The camera itself appeared to be well-built, but one of the first things I noticed was that it doesn’t have any kind of external display. Later on I learned that you can get a glimpse of what’s going on by the use of flashing lights and also the wifi app. Which brings up a whole other issue for me – although I have worked with a lot of wireless cameras, this one took almost 2 hours to get it to where the app would work properly. I have to say that the email support was quick and the supporter seemed genuinely concerned with getting me going. I’m pretty sure my experience was out of the norm, and others will find the setup experience much easier. .
So, now I’m ready to film my first match with the Yi. Everything went smooth, until I went to download the files. There was nothing there! Turns out I neglected to insert the sd card. Sheesh! My fault, but here’s the rub. The Yi has absolutely no screen of any sort (unlike the MUVI), so I didn’t know until I went to download the files. I’m used to turning on the camera, hitting record and then mounting the camera. (With any of these action cams, Wifi is not needed to record a match, since the viewing angle is wide enough to forgive any small deviations from the calibrations on the pole).
On the second try, it turned out the sd card was practically full, so I only got 25 minutes of that match before it stopped recording. Again, some sort of display on the outside would have alerted me, while I was setting it up, that their wasn’t enough room on the card.

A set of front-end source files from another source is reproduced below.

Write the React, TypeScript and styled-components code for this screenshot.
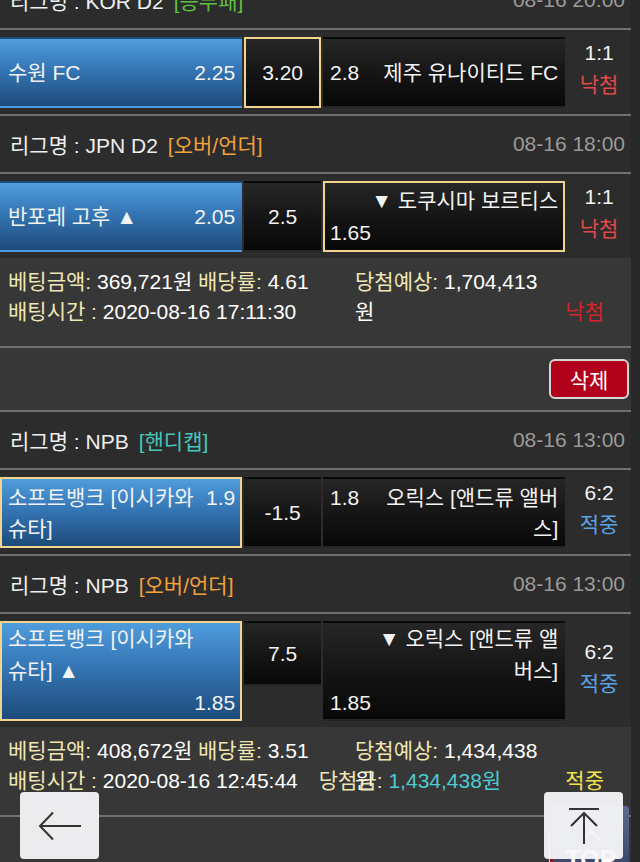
import React from "react";
import styled, { createGlobalStyle } from "styled-components";

type Tone = "green" | "orange" | "teal";
type Result = "낙첨" | "적중";

interface Side {
  name: string
  odds: string
  selected?: boolean
  stacked?: boolean
}

interface Game {
  league: string
  kind: string
  tone: Tone
  time: string
  home: Side
  line: string
  lineSelected?: boolean
  lineShort?: boolean
  away: Side
  score: string
  result: Result
}

interface Bet {
  games: Game[]
  amount: string
  rate: string
  expected: string
  betTime: string
  win?: string
  status: Result
}

const toneColors: Record<Tone, string> = {
  green: "#5fbf3f",
  orange: "#f0a23a",
  teal: "#45c6bd",
};

const bets: Bet[] = [
  {
    games: [
      {
        league: "KOR D2",
        kind: "승무패",
        tone: "green",
        time: "08-16 20:00",
        home: { name: "수원 FC", odds: "2.25" },
        line: "3.20",
        lineSelected: true,
        away: { name: "제주 유나이티드 FC", odds: "2.8" },
        score: "1:1",
        result: "낙첨",
      },
      {
        league: "JPN D2",
        kind: "오버/언더",
        tone: "orange",
        time: "08-16 18:00",
        home: { name: "반포레 고후 ▲", odds: "2.05" },
        line: "2.5",
        away: { name: "▼ 도쿠시마 보르티스", odds: "1.65", selected: true, stacked: true },
        score: "1:1",
        result: "낙첨",
      },
    ],
    amount: "369,721원",
    rate: "4.61",
    expected: "1,704,413원",
    betTime: "2020-08-16 17:11:30",
    status: "낙첨",
  },
  {
    games: [
      {
        league: "NPB",
        kind: "핸디캡",
        tone: "teal",
        time: "08-16 13:00",
        home: { name: "소프트뱅크 [이시카와 슈타]", odds: "1.9", selected: true },
        line: "-1.5",
        away: { name: "오릭스 [앤드류 앨버스]", odds: "1.8" },
        score: "6:2",
        result: "적중",
      },
      {
        league: "NPB",
        kind: "오버/언더",
        tone: "orange",
        time: "08-16 13:00",
        home: { name: "소프트뱅크 [이시카와 슈타] ▲", odds: "1.85", selected: true, stacked: true },
        line: "7.5",
        lineShort: true,
        away: { name: "▼ 오릭스 [앤드류 앨버스]", odds: "1.85", stacked: true },
        score: "6:2",
        result: "적중",
      },
    ],
    amount: "408,672원",
    rate: "3.51",
    expected: "1,434,438원",
    betTime: "2020-08-16 12:45:44",
    win: "1,434,438원",
    status: "적중",
  },
];

const GlobalStyle = createGlobalStyle`
  html, body {
    margin: 0;
    padding: 0;
    background: #272727;
  }

  body {
    font-family: "Liberation Sans", "Noto Sans CJK KR", sans-serif;
    font-size: 21px;
    color: #f2f2f2;
    overflow: hidden;
  }
`

const Page = styled.div`
  position: relative;
  width: 631px;
  height: 862px;
  overflow: hidden;
  background: #2c2c2c;
`

// the list is scrolled a little, so the first league header is cut at the top
const List = styled.div`
  margin-top: -30px;
`

const LeagueHeader = styled.div`
  display: flex;
  align-items: center;
  justify-content: space-between;
  height: 56px;
  padding: 0 6px 0 10px;
  border-top: 2px solid #6f6f6f;
  border-bottom: 2px solid #6f6f6f;
  background: #2c2c2c;
  white-space: nowrap;
`

const LeagueName = styled.div`
  color: #efefef;
`

const Kind = styled.span<{ $tone: Tone }>`
  margin-left: 10px;
  color: ${(p) => toneColors[p.$tone]};
`

const GameTime = styled.div`
  color: #9a9a9a;
`

const MatchRow = styled.div`
  display: flex;
  align-items: stretch;
  gap: 2px;
  padding: 7px 0 6px;
  background: #2c2c2c;
`

const Cell = styled.div<{ $selected?: boolean }>`
  box-sizing: border-box;
  min-height: 68px;
  border: 2px solid ${(p) => (p.$selected ? "#f2d58c" : "transparent")};
  background: linear-gradient(to bottom, #262626 0%, #141414 55%, #080808 100%);
  line-height: 31px;
`

const TeamCell = styled(Cell)<{ $home?: boolean; $stacked?: boolean }>`
  width: 243px;
  display: flex;
  flex-direction: column;
  justify-content: center;
  padding: ${(p) => (p.$stacked ? "0" : "2px")} 5px ${(p) => (p.$stacked ? "0" : "2px")}
    ${(p) => (p.$home ? "6px" : "5px")};
  line-height: ${(p) => (p.$stacked ? "32px" : "31px")};
  background: ${(p) =>
    p.$home
      ? "linear-gradient(to bottom, #4f9cdd 0%, #3576b5 45%, #1d4b7b 100%)"
      : "linear-gradient(to bottom, #262626 0%, #141414 55%, #080808 100%)"};
`

const TeamLine = styled.div`
  display: flex;
  align-items: flex-start;
  gap: 6px;
`

const TeamName = styled.div<{ $right?: boolean }>`
  flex: 1;
  text-align: ${(p) => (p.$right ? "right" : "left")};
`

const StackedName = styled.div<{ $right?: boolean }>`
  max-width: 190px;
  align-self: ${(p) => (p.$right ? "flex-end" : "flex-start")};
  text-align: ${(p) => (p.$right ? "right" : "left")};
`

const Odds = styled.div<{ $right?: boolean }>`
  flex-shrink: 0;
  text-align: ${(p) => (p.$right ? "right" : "left")};
`

const LineCell = styled(Cell)<{ $short?: boolean }>`
  width: 77px;
  display: flex;
  align-items: center;
  justify-content: center;
  align-self: ${(p) => (p.$short ? "flex-start" : "stretch")};
  height: ${(p) => (p.$short ? "65px" : "auto")};
  min-height: ${(p) => (p.$short ? "65px" : "68px")};
`

const ScoreCell = styled.div`
  width: 64px;
  display: flex;
  flex-direction: column;
  align-items: center;
  justify-content: center;
  line-height: 32px;
  padding-bottom: 7px;
`

const Status = styled.div<{ $result: Result; $summary?: boolean }>`
  color: ${(p) =>
    p.$result === "낙첨"
      ? p.$summary ? "#d8232a" : "#e04a4a"
      : p.$summary ? "#f3e24a" : "#5aa3e4"};
`

const Info = styled.div`
  padding: 9px 8px 19px;
  background: #373737;
  line-height: 30px;
`

const InfoLine = styled.div`
  display: flex;
  align-items: flex-start;
  height: 30px;
  white-space: nowrap;
`

const InfoLeft = styled.div`
  width: 347px;
  flex-shrink: 0;
`

const Expected = styled.div`
  width: 195px;
  white-space: normal;
`

const Label = styled.span`
  color: #f0e6b4;
`

const Value = styled.span<{ $win?: boolean }>`
  color: ${(p) => (p.$win ? "#4ecbd1" : "#ffffff")};
`

const WinBlock = styled.div`
  margin-left: 21px;
`

const SummaryStatus = styled(Status)`
  margin-left: auto;
  margin-right: 19px;
`

const Actions = styled.div`
  display: flex;
  justify-content: flex-end;
  padding: 11px 2px;
  border-top: 2px solid #6f6f6f;
  background: #373737;
`

const DeleteButton = styled.button`
  box-sizing: border-box;
  width: 80px;
  height: 40px;
  padding: 0;
  border: 2px solid #d6d6d6;
  border-radius: 6px;
  background: #b0001a;
  color: #ffffff;
  font: inherit;
`

const FloatButton = styled.div<{ $left: number }>`
  position: absolute;
  left: ${(p) => p.$left}px;
  top: 792px;
  width: 79px;
  height: 67px;
  display: flex;
  align-items: center;
  justify-content: center;
  border-radius: 4px;
  background: rgba(248, 248, 250, 0.94);
  z-index: 2;
`

const SiteTopButton = styled.div`
  position: absolute;
  left: 550px;
  top: 806px;
  width: 79px;
  height: 70px;
  box-sizing: border-box;
  display: flex;
  flex-direction: column;
  align-items: center;
  border-left: 3px solid #8c1426;
  border-radius: 4px 4px 0 0;
  background: linear-gradient(to bottom, #5d6b93, #33405f);
  color: #ffffff;
  font-weight: bold;
  font-size: 25px;
  line-height: 26px;
  z-index: 1;
`

const ChevronWrap = styled.div`
  margin-top: 14px;
`

const TeamBox = ({ side, home }: { side: Side; home?: boolean }) => (
  <TeamCell $home={home} $selected={side.selected} $stacked={side.stacked}>
    {side.stacked ? (
      <>
        <StackedName $right={!home}>{side.name}</StackedName>
        <Odds $right={home}>{side.odds}</Odds>
      </>
    ) : home ? (
      <TeamLine>
        <TeamName>{side.name}</TeamName>
        <Odds>{side.odds}</Odds>
      </TeamLine>
    ) : (
      <TeamLine>
        <Odds>{side.odds}</Odds>
        <TeamName $right>{side.name}</TeamName>
      </TeamLine>
    )}
  </TeamCell>
)

const GameBlock = ({ game }: { game: Game }) => (
  <>
    <LeagueHeader>
      <LeagueName>
        리그명 : {game.league}
        <Kind $tone={game.tone}>[{game.kind}]</Kind>
      </LeagueName>
      <GameTime>{game.time}</GameTime>
    </LeagueHeader>
    <MatchRow>
      <TeamBox side={game.home} home />
      <LineCell $selected={game.lineSelected} $short={game.lineShort}>
        {game.line}
      </LineCell>
      <TeamBox side={game.away} />
      <ScoreCell>
        <div>{game.score}</div>
        <Status $result={game.result}>{game.result}</Status>
      </ScoreCell>
    </MatchRow>
  </>
)

const BetSlip = ({ bet }: { bet: Bet }) => (
  <>
    {bet.games.map((g, i) => (
      <GameBlock key={i} game={g} />
    ))}
    <Info>
      <InfoLine>
        <InfoLeft>
          <Label>베팅금액:</Label> <Value>{bet.amount}</Value> <Label>배당률:</Label>{" "}
          <Value>{bet.rate}</Value>
        </InfoLeft>
        <Expected>
          <Label>당첨예상:</Label> <Value>{bet.expected}</Value>
        </Expected>
      </InfoLine>
      <InfoLine>
        <div>
          <Label>배팅시간 :</Label> <Value>{bet.betTime}</Value>
        </div>
        {bet.win && (
          <WinBlock>
            <Label>당첨금:</Label> <Value $win>{bet.win}</Value>
          </WinBlock>
        )}
        <SummaryStatus $result={bet.status} $summary>
          {bet.status}
        </SummaryStatus>
      </InfoLine>
    </Info>
    <Actions>
      <DeleteButton>삭제</DeleteButton>
    </Actions>
  </>
)

const BackIcon = () => (
  <svg width="44" height="30" viewBox="0 0 44 30" fill="none" stroke="#333" strokeWidth="2">
    <path d="M2 15 H43" />
    <path d="M15 1.5 L2 15 L15 28.5" />
  </svg>
)

const ToTopIcon = () => (
  <svg width="32" height="36" viewBox="0 0 32 36" fill="none" stroke="#333" strokeWidth="2">
    <path d="M1 1 H31" />
    <path d="M16 5 V36" />
    <path d="M3 18 L16 5 L29 18" />
  </svg>
)

const Chevron = () => (
  <svg width="22" height="14" viewBox="0 0 22 14" fill="none" stroke="rgba(255,255,255,0.7)" strokeWidth="3">
    <path d="M2 12 L11 3 L20 12" />
  </svg>
)

export default function App() {
  return (
    <>
      <GlobalStyle />
      <Page>
        <List>
          {bets.map((b, i) => (
            <BetSlip key={i} bet={b} />
          ))}
        </List>
        <FloatButton $left={20}>
          <BackIcon />
        </FloatButton>
        <SiteTopButton>
          <ChevronWrap>
            <Chevron />
          </ChevronWrap>
          <div>TOP</div>
        </SiteTopButton>
        <FloatButton $left={544}>
          <ToTopIcon />
        </FloatButton>
      </Page>
    </>
  )
}
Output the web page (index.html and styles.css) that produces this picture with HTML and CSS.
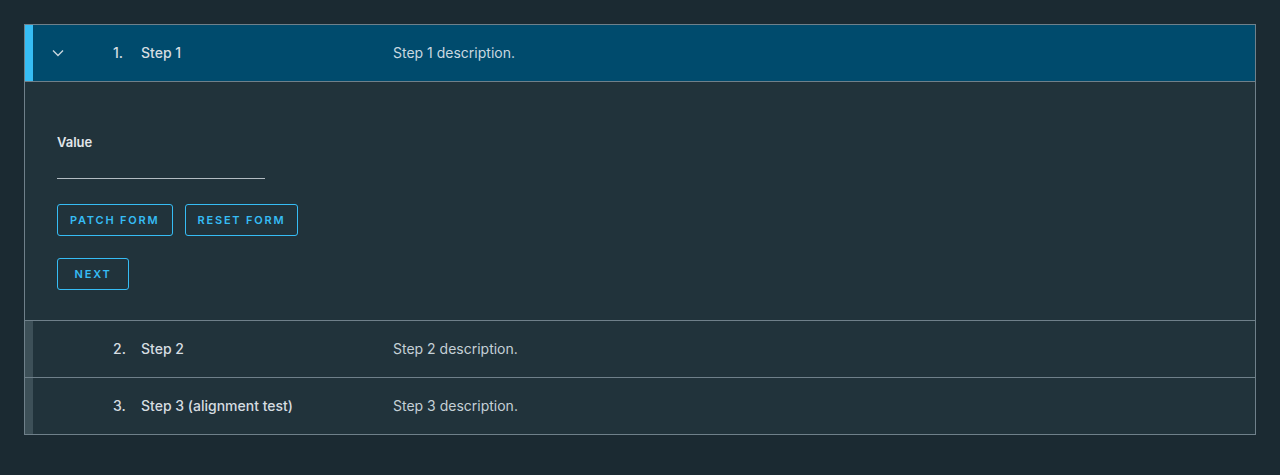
FILE: index.html
```html
<!DOCTYPE html>
<html>
<head>
<meta charset="utf-8">
<link rel="stylesheet" href="styles.css">
</head>
<body>
<div class="page">
  <div class="stepper">
    <div class="step step-open">
      <div class="step-header">
        <span class="bar"></span>
        <span class="chev"><svg width="12" height="8" viewBox="0 0 12 8"><path d="M1 1.5 L6 6.5 L11 1.5" fill="none" stroke="#c9d6dd" stroke-width="1.4"/></svg></span>
        <span class="num">1.</span>
        <span class="title">Step 1</span>
        <span class="desc">Step 1 description.</span>
      </div>
      <div class="step-body">
        <label class="label">Value</label>
        <div class="input"></div>
        <div class="btn-row">
          <button class="btn">PATCH FORM</button>
          <button class="btn">RESET FORM</button>
        </div>
        <div class="btn-row">
          <button class="btn">NEXT</button>
        </div>
      </div>
    </div>
    <div class="step">
      <div class="step-header">
        <span class="bar"></span>
        <span class="chev"></span>
        <span class="num">2.</span>
        <span class="title">Step 2</span>
        <span class="desc">Step 2 description.</span>
      </div>
    </div>
    <div class="step">
      <div class="step-header">
        <span class="bar"></span>
        <span class="chev"></span>
        <span class="num">3.</span>
        <span class="title">Step 3 (alignment test)</span>
        <span class="desc">Step 3 description.</span>
      </div>
    </div>
  </div>
</div>
</body>
</html>
```
FILE: styles.css
```css
html, body {
  margin: 0;
  padding: 0;
}
body {
  background: #1b2a32;
  font-family: Inter, "Noto Sans", sans-serif;
  width: 1280px;
  height: 475px;
  overflow: hidden;
}
.page {
  padding: 24px;
}
.stepper {
  border: 1px solid #6f808a;
  background: #21333b;
}
.step + .step {
  border-top: 1px solid #6f808a;
}
.step-header {
  display: flex;
  align-items: center;
  height: 56px;
  box-sizing: border-box;
  padding-bottom: 1px;
  color: #d6dde1;
  font-size: 14px;
}
.step-open .step-header {
  background: #004b6d;
  border-bottom: 1px solid #6f808a;
  height: 57px;
}
.bar {
  width: 8px;
  align-self: stretch;
  margin-bottom: -1px;
  background: #3d5058;
}
.step-open .bar {
  background: #36bdf5;
}
.chev {
  width: 12px;
  margin-left: 19px;
  display: flex;
  align-items: center;
  height: 8px;
}
.num {
  margin-left: 49px;
  width: 28px;
  font-weight: 500;
}
.title {
  width: 252px;
  font-weight: 500;
}
.desc {
  color: #c5d0d6;
  font-weight: 400;
}
.step-open .desc {
  color: #c9d8e0;
}
.step-body {
  padding: 52px 32px 30px;
  height: 238px;
  box-sizing: border-box;
}
.label {
  display: block;
  font-size: 13px;
  font-weight: 600;
  color: #e2e7ea;
  line-height: 16px;
}
.input {
  width: 208px;
  height: 1px;
  margin-top: 28px;
  background: #b3bcc2;
}
.btn-row {
  display: flex;
  gap: 12px;
  margin-top: 25px;
}
.btn-row + .btn-row {
  margin-top: 22px;
}
.btn {
  height: 32px;
  min-width: 72px;
  padding: 0 12px;
  background: transparent;
  border: 1px solid #36bdf5;
  border-radius: 3px;
  color: #36bdf5;
  font-family: Inter, "Noto Sans", sans-serif;
  font-size: 11px;
  font-weight: 600;
  letter-spacing: 1.8px;
  cursor: pointer;
}
```
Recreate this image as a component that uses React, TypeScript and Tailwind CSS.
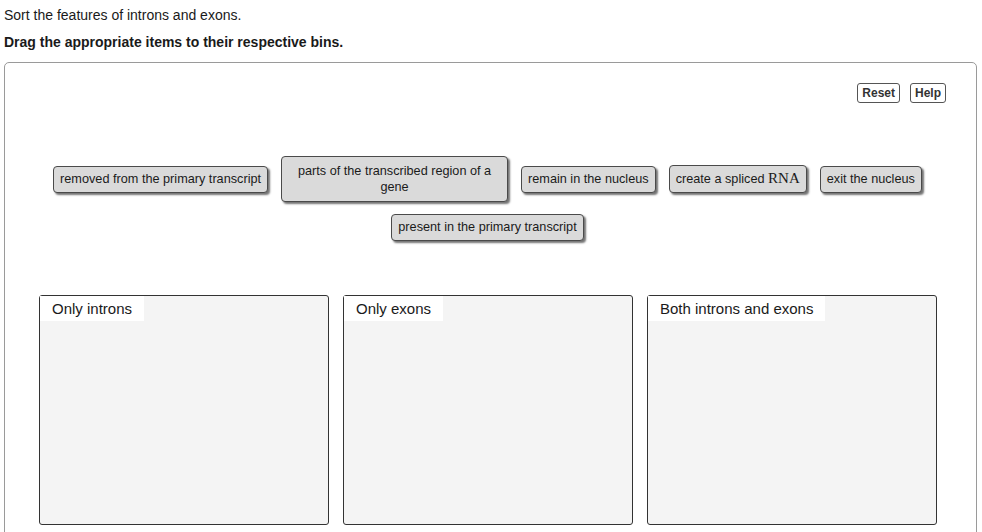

Now, that’s not all blamed on the camera by any means. If I had followed my own rules for filming, I would have prepared the night before, or taken some extra time to double check the sd card by connecting with the wifi app. So, this would not have been an issue.
Third time was a charm, and I got some decent footage. This example is of a 10′ fence and 21′ setback.
And here’s a compariston of the Yi and the Muvi K-2. The first 1:29 shows the frames side by side and therefore appear to b somewhat small. Skip to 1:29 to see the MUVI by itself at “full size” and that will be followd by the Yi at full size.
In summary, it seems to be a well-built camera with excellent email support. The drawbacks as a tennis camera would be, to me,
1) the lack of any kind of display to check sd card or battery status, and
2) the inabillity to zoom in, and the 155 degree field of view is just a little too wide.
3) the price, at $99.00, would not seem to justify the lack of features when compared to the Muvi K-2 at $129.99.